In the days following Sundermann’s firing, according to a member of the editorial staff at The Fader, four employees have done as the email suggested and filed complaints with HR about co-founder Andy Cohn’s relationship with Sundermann and their suspicions that Sundermann was hired despite management’s full knowledge of the Vice investigation. None of the complaints reported to Jezebel concern the sexual harassment allegations against Andy Cohn. (The Fader declined to confirm these reports, writing: “Our employees are our priority and before we make any announcements in a public forum, including the press, we will speak with our employees.”)
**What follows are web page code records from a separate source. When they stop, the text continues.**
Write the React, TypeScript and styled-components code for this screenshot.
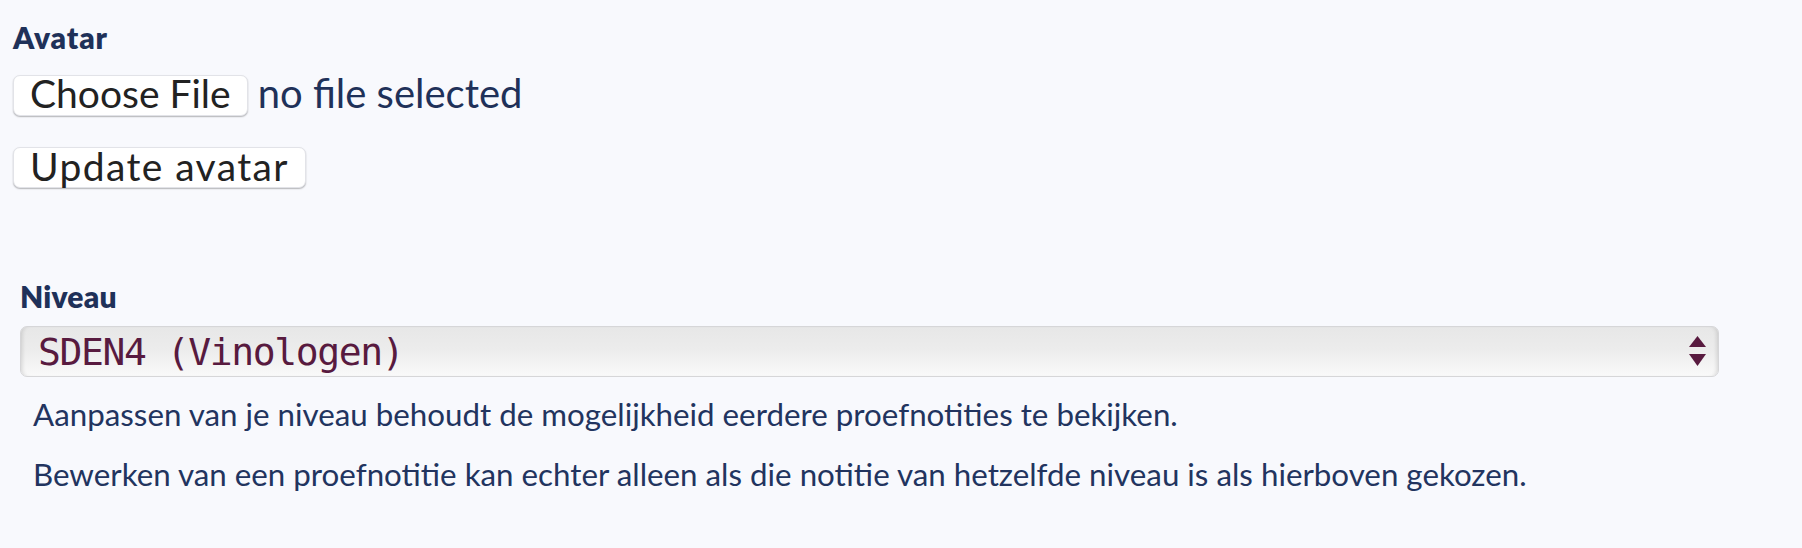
import React from 'react';
import styled, { createGlobalStyle } from 'styled-components';

const navy = '#1f3159';
const wine = '#581a3f';

const GlobalStyle = createGlobalStyle`
  html, body {
    margin: 0;
    padding: 0;
    background: #f8f9fd;
  }
  body {
    font-family: Lato, "Noto Sans", sans-serif;
    color: ${navy};
  }
`;

const Page = styled.div`
  padding: 0 0 40px 13px;
  width: 1705px;
`;

const Section = styled.section<{ $indent?: number; $gap?: number }>`
  display: flex;
  flex-direction: column;
  align-items: flex-start;
  margin-left: ${(p) => p.$indent || 0}px;
  margin-top: ${(p) => p.$gap || 0}px;
`;

const Label = styled.label<{ $spacing?: number }>`
  display: block;
  font-size: 30px;
  line-height: 36px;
  font-weight: 800;
  color: ${navy};
  letter-spacing: ${(p) => p.$spacing ?? 0.2}px;
`;

const FileRow = styled.div`
  display: flex;
  align-items: center;
  gap: 10px;
  margin-top: 18px;
`;

const Button = styled.button<{ $top?: number; $spacing?: number }>`
  box-sizing: border-box;
  height: 41px;
  margin-top: ${(p) => p.$top || 0}px;
  padding: 0 16px 3px;
  display: inline-flex;
  align-items: center;
  background: #fff;
  border: 1px solid #e2e3e8;
  border-radius: 7px;
  box-shadow: 0 1px 1.5px rgba(0, 0, 0, 0.28);
  font-family: Lato, "Noto Sans", sans-serif;
  font-size: 39px;
  line-height: 1;
  letter-spacing: ${(p) => p.$spacing || 0}px;
  color: #222;
  cursor: pointer;
`;

const FileStatus = styled.span`
  font-size: 40px;
  line-height: 41px;
  padding-bottom: 3px;
  color: ${navy};
`;

const SelectWrap = styled.div`
  position: relative;
  width: 1699px;
  margin-top: 12px;
`;

const Select = styled.select`
  box-sizing: border-box;
  appearance: none;
  -webkit-appearance: none;
  width: 100%;
  height: 51px;
  padding: 0 60px 0 17px;
  border: 1px solid #d6d6d8;
  border-radius: 7px;
  background: linear-gradient(to bottom, #e7e7e7 0%, #ececec 45%, #f9f9f9 100%);
  box-shadow: inset 4px 0 4px -3px rgba(0, 0, 0, 0.14),
    inset -4px 0 4px -3px rgba(0, 0, 0, 0.14);
  font-family: "DejaVu Sans Mono", monospace;
  font-size: 38px;
  letter-spacing: -1.4px;
  color: ${wine};
  outline: none;
`;

const Arrows = styled.svg`
  position: absolute;
  right: 12px;
  top: 9px;
  pointer-events: none;
`;

const Help = styled.p<{ $top: number }>`
  margin: ${(p) => p.$top}px 0 0 13px;
  font-size: 31.3px;
  line-height: 37px;
  color: #22345f;
`;

const App: React.FC = () => {
  return (
    <>
      <GlobalStyle />
      <Page>
        <Section $gap={19}>
          <Label $spacing={0.9}>Avatar</Label>
          <FileRow>
            <Button>Choose File</Button>
            <FileStatus>no file selected</FileStatus>
          </FileRow>
          <Button $top={30} $spacing={1.4}>Update avatar</Button>
        </Section>

        <Section $indent={7} $gap={90}>
          <Label htmlFor="niveau">Niveau</Label>
          <SelectWrap>
            <Select id="niveau" defaultValue="sden4">
              <option value="sden4">SDEN4 (Vinologen)</option>
            </Select>
            <Arrows width="19" height="32" viewBox="0 0 19 32">
              <polygon points="9.5,1 18,12 1,12" fill={wine} />
              <polygon points="1,19 18,19 9.5,31" fill={wine} />
            </Arrows>
          </SelectWrap>
          <Help $top={19}>
            Aanpassen van je niveau behoudt de mogelijkheid eerdere proefnotities te bekijken.
          </Help>
          <Help $top={23}>
            Bewerken van een proefnotitie kan echter alleen als die notitie van hetzelfde niveau is als hierboven gekozen.
          </Help>
        </Section>
      </Page>
    </>
  );
};

export default App;
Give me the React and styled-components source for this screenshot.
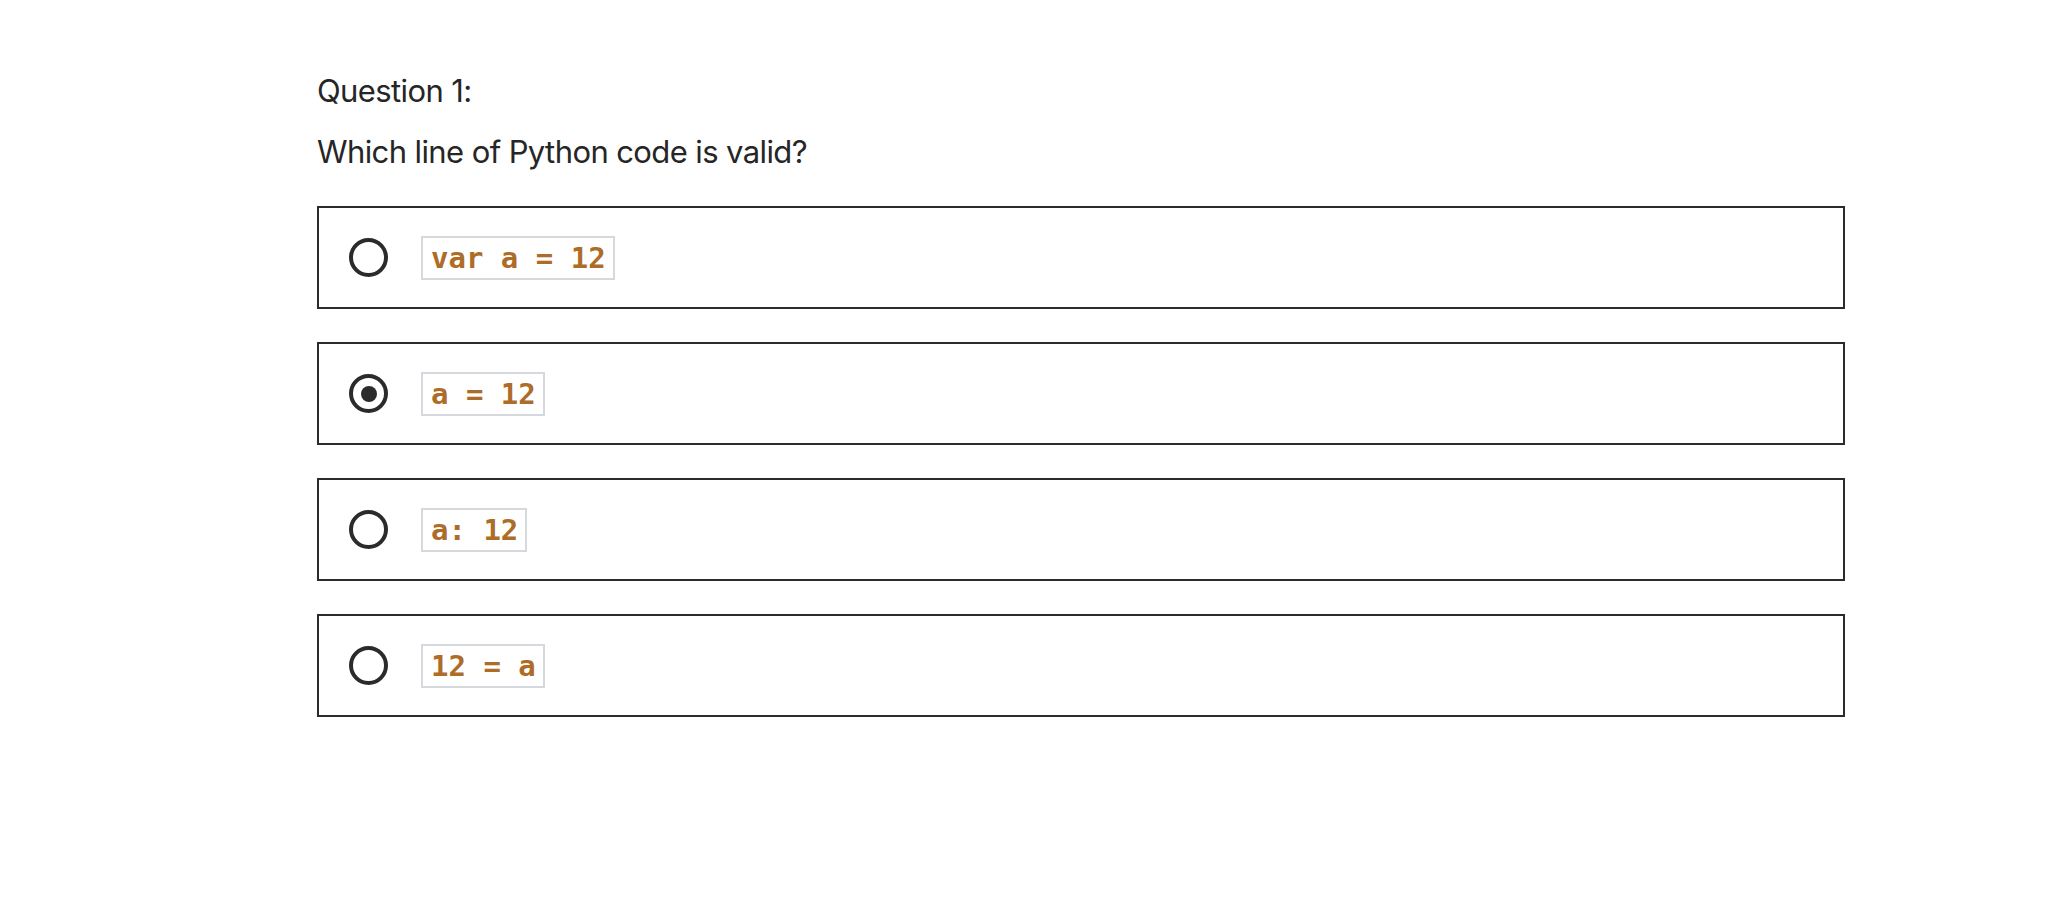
import React, { useState } from 'react';
import styled, { createGlobalStyle } from 'styled-components';

const GlobalStyle = createGlobalStyle`
  html, body {
    margin: 0;
    padding: 0;
    background: #ffffff;
  }
  body {
    font-family: Inter, "Noto Sans", "Liberation Sans", sans-serif;
    color: #262626;
  }
`;

const Page = styled.div`
  padding: 71px 0 0 317px;
  width: 1528px;
`;

const QuestionLabel = styled.div`
  font-size: 31px;
  line-height: 40px;
  letter-spacing: -0.6px;
  color: #262626;
`;

const Prompt = styled.div`
  font-size: 31px;
  line-height: 40px;
  letter-spacing: -0.6px;
  margin-top: 21px;
  color: #262626;
`;

const Options = styled.div`
  display: flex;
  flex-direction: column;
  gap: 33px;
  margin-top: 34px;
`;

const Option = styled.label`
  display: flex;
  align-items: center;
  gap: 33px;
  height: 103px;
  box-sizing: border-box;
  padding-left: 30px;
  border: 2px solid #2b2b2b;
  cursor: pointer;
`;

const Radio = styled.span`
  width: 39px;
  height: 39px;
  box-sizing: border-box;
  border: 4px solid #2b2b2b;
  border-radius: 50%;
  display: flex;
  align-items: center;
  justify-content: center;
  flex: none;

  &::after {
    content: '';
    width: 16px;
    height: 16px;
    border-radius: 50%;
    background: #2b2b2b;
    display: ${(p) => (p.$checked ? 'block' : 'none')};
  }
`;

const Code = styled.code`
  font-family: "DejaVu Sans Mono", "Liberation Mono", monospace;
  font-weight: bold;
  font-size: 29px;
  line-height: 38px;
  color: #ad6c28;
  padding: 1px 7px 1px 8px;
  border: 2px solid #d5d9dd;
  white-space: pre;
`;

const answers = ['var a = 12', 'a = 12', 'a: 12', '12 = a'];

export default function App() {
  const [selected, setSelected] = useState(1);

  return (
    <>
      <GlobalStyle />
      <Page>
        <QuestionLabel>Question 1:</QuestionLabel>
        <Prompt>Which line of Python code is valid?</Prompt>
        <Options>
          {answers.map((text, i) => (
            <Option key={text} onClick={() => setSelected(i)}>
              <Radio $checked={selected === i} />
              <Code>{text}</Code>
            </Option>
          ))}
        </Options>
      </Page>
    </>
  );
}
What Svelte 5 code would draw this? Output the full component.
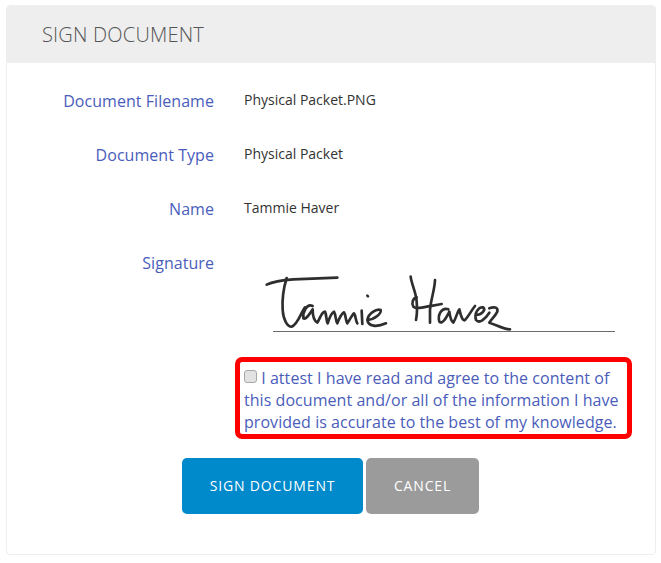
<script>
  const rows = [
    { label: 'Document Filename', value: 'Physical Packet.PNG' },
    { label: 'Document Type', value: 'Physical Packet' },
    { label: 'Name', value: 'Tammie Haver' }
  ];
</script>

<div class="page">
  <section class="card">
    <header class="head"><h1>SIGN DOCUMENT</h1></header>
    <div class="body">
      {#each rows as row}
        <div class="row">
          <div class="label">{row.label}</div>
          <div class="value">{row.value}</div>
        </div>
      {/each}
      <div class="row sigrow">
        <div class="label">Signature</div>
        <svg class="sig" viewBox="0 0 1110 210" width="370" height="70" aria-label="Signature">
          <g fill="none" stroke="#2e2e2e" stroke-width="8" stroke-linecap="round" stroke-linejoin="round">
            <path d="M20 44C40 34 70 30 100 28L232 23" />
            <path d="M80 24C72 50 66 90 68 120C70 150 82 170 95 170C112 165 122 130 135 112" />
            <path d="M158 108C140 100 128 125 130 145C138 150 150 130 158 118C158 135 160 152 172 158C180 145 185 125 195 125C200 135 198 150 203 160C208 145 213 128 222 125C228 135 226 150 232 160C238 145 244 130 252 127C258 135 256 150 262 160C270 148 276 135 282 130C288 138 286 150 292 160" />
            <path d="M305 122L307 162" />
            <path d="M322 77L324 79" />
            <path d="M322 150C345 148 365 130 362 120C350 115 325 130 322 150C325 170 350 172 378 160" />
            <g transform="translate(420 0)">
              <path d="M32 20C35 45 48 65 50 95C52 120 50 140 48 150" />
              <path d="M105 30C104 60 92 90 90 120L90 158" />
              <path d="M50 82C38 85 34 100 40 110C50 118 70 112 125 102" />
              <path d="M145 118C125 110 112 135 118 155C128 165 140 140 148 125C150 140 155 155 160 158C168 145 172 125 178 118C182 135 188 155 195 150C205 140 215 120 225 108" />
              <path d="M228 135C245 135 258 120 250 112C235 110 222 130 228 150C238 162 255 148 268 128" />
              <path d="M268 115C280 110 295 110 292 125C285 140 272 150 268 158C290 165 310 178 330 178" />
            </g>
          </g>
          <rect x="39" y="183" width="1026" height="3" fill="#6d6d6d" />
        </svg>
      </div>
      <div class="attest">
        <label class="box">
          <input type="checkbox" />
          I attest I have read and agree to the content of this document and/or all of the information I have provided is accurate to the best of my knowledge.
        </label>
      </div>
      <div class="actions">
        <button class="btn primary">SIGN DOCUMENT</button>
        <button class="btn muted">CANCEL</button>
      </div>
    </div>
  </section>
</div>

<style>
  :global(body) {
    margin: 0;
    background: #fff;
    font-family: "Open Sans", "Liberation Sans", sans-serif;
  }
  .page {
    padding: 5px 5px 8px 6px;
  }
  .card {
    border: 1px solid #eeeeee;
    border-radius: 4px;
    height: 548px;
    overflow: hidden;
  }
  .head {
    background: #eeeeee;
    height: 57px;
    display: flex;
    align-items: center;
    padding-left: 35px;
  }
  h1 {
    margin: 0;
    font-size: 20px;
    font-weight: 300;
    letter-spacing: 0.2px;
    color: #555;
    line-height: 1;
  }
  .body {
    padding-top: 25px;
  }
  .row {
    display: flex;
    height: 54px;
  }
  .label {
    width: 207px;
    text-align: right;
    font-size: 16px;
    letter-spacing: 0.05px;
    line-height: 26px;
    color: #4a5dbb;
    flex: none;
  }
  .value {
    margin-left: 30px;
    font-size: 14px;
    line-height: 22px;
    color: #333;
    padding-top: 1px;
  }
  .sigrow {
    height: 107px;
  }
  .sig {
    display: block;
    margin-left: 46px;
    margin-top: 20px;
    flex: none;
  }
  .attest {
    padding-left: 228px;
  }
  .box {
    display: block;
    box-sizing: border-box;
    width: 397px;
    height: 82px;
    border: 5px solid #f00;
    border-radius: 7px;
    padding: 5px 0 0 4px;
    font-size: 16px;
    letter-spacing: 0.05px;
    line-height: 22px;
    color: #4a5dbb;
  }
  input {
    appearance: none;
    margin: 0;
    width: 13px;
    height: 13px;
    vertical-align: 1px;
    background: #e2e2e2;
    border: 1px solid #a8a8a8;
    border-radius: 3px;
    box-sizing: border-box;
  }
  .actions {
    display: flex;
    gap: 3px;
    padding: 19px 0 0 175px;
  }
  .btn {
    border: 0;
    border-radius: 5px;
    height: 56px;
    color: #fff;
    font: 400 14px "Open Sans", sans-serif;
    letter-spacing: 0.85px;
    padding: 0 0 1px;
  }
  .primary {
    width: 181px;
    background: #0089cb;
  }
  .muted {
    width: 113px;
    background: #9b9b9b;
  }
</style>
Current and former Fader staff members I spoke to believe that a firing coming down so soon after Nostro’s tweets wasn’t the result of an “immediate investigation,” as cited in the email, but rather was the magazine’s attempt to get ahead of the fallout. “These stories have been around since 2012,” says the freelance writer for Noisey who feared she would lose work if she didn’t kiss Sundermann at Beloved. “But people get blacklisted, or they get labeled.” So instead staffers relied on the warnings and the whisper network, until such rumors became impossible to ignore.